Uno dei pensatori conservatori preferiti da Kirk era Brownson, che 150 anni fa disse ai propri studenti del Dartmouth College, di Hanover, nel New Hampshire: «Non cercate ciò che desidera la vostra giovane età, ma ciò di cui essa ha bisogno; non ciò che premia, ma ciò in assenza del quale la vostra giovane età non può essere salvata; e poi andate e fate; e abbiate la vostra ricompensa nella consapevolezza di aver fatto il vostro dovere». Questo è esattamente ciò che Kirk ha fatto per tutta l’esistenza. Nella pagine finali di The Sword of Imagination: Memoirs of a Half-Century of Literary Conflict – la sua autobiografia pubblicata postuma nel 1995 –, Kirk ha scritto che nella vita ha cercato di raggiungere tre mete:


1.       conservare il patrimonio di ordine, di giustizia e di libertà giunto sino a lui, un ordine morale accettabile e la cultura ereditata dalla storia.

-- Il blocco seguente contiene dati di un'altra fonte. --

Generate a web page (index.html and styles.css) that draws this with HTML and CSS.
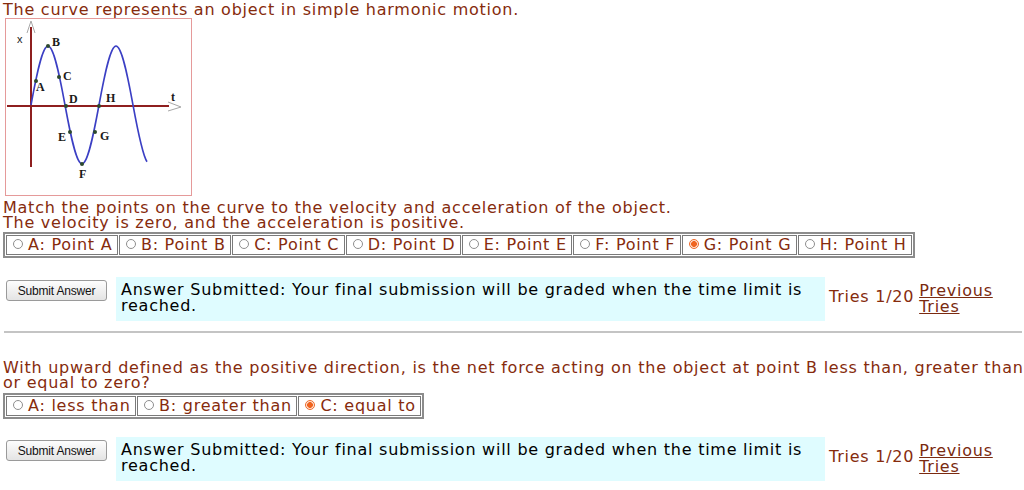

2.       Condurre un’esistenza di discreta indipendenza, vivendo del proprio, in modo da potere dire la verità e fare udire la propria voce.


3.       Sposarsi per amore e crescere dei figli che un giorno possano comprendere che il servizio a Dio è la perfetta libertà.


Per grazia di Dio e dei talenti di cui era dotato, Kirk ha raggiunto tutti e tre questi scopi, fornendo a noi tutti una raison d’être. Qual è stata l’importanza avuta da Russell Kirk per l’intero movimento conservatore statunitense? Oggi non è possibile separare l’uno dall’altro più di quanto si possa dividere la vite dai tralci. Riassumendo l’intero movimento conservatore statunitense, il giornalista George F. Will, Premio Pulitzer 1977, ha avuto occasione di sottolineare che prima di Ronald W. Reagan vi fu Barry M. Goldwater; e che prima di Barry M.Goldwater vi fu National Review; e che prima di National Review vi fu Buckley, suo fondatore nel 1955. Will non si è spinto oltre. Ma prima di Buckley vi fu Russell Kirk, un uomo capace di comprendere che le idee – come una volta ha detto Reagan – «davvero governano il mondo». Il valore delle numerose opere che il dottor Kirk ci ha lasciato durerà nel tempo perché si tratta di opere dense d’idee e di virtù, idee e virtù che il mondo deve per forza possedere se ha una qualche intenzione di durare.